Icebreaking Tanker Concept Design; Hull form Variation; Resistance and Propulsion Tests in Ice; Twin Skeg; Maneuvering Test
When Arctic offshore development in the 1970s first led to consideration of ice capable tankers, there was a high level of uncertainty over design requirements for both safety and ship performance, and a lack of reliable methods to evaluate design proposals. Since that time, improved understanding of the ice environment has raised the confidence of design specifications. Parallel developments have resulted in a suite of engineering tools for ship performance evaluation at the design stage.

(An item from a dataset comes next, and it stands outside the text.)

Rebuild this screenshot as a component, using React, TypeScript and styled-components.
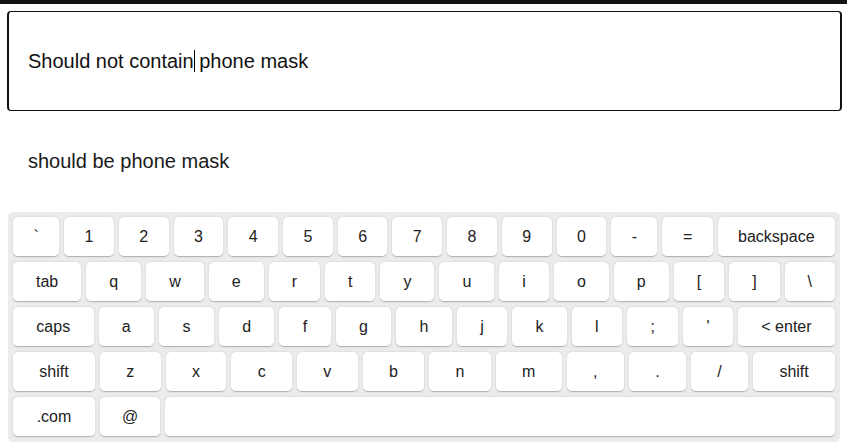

Recent development of offshore and near shore oil and gas reserves in several countries, together with economic studies of increased transportation through the Russian Arctic, led to renewed interest in ice capable tanker design. In response, Samsung Heavy Industries (SHI) applied its experience in tanker design and construction to the design of a specialized tanker with ice capability. SHI produced two prototype hull designs for further study. The performance of both hulls and of the propellers was evaluated at the Institute for Ocean Technology (IOT) in St. John's, Newfoundland. This paper discusses the development of the design, describes the model experiments to determine performance and variations, and presents the results. It shows how physical modeling can provide insight into design features, and points out the areas where further research will have the greatest effect.
Journal of Offshore Mechanics and Arctic Engineering127, no. 2 (2005): 135–140.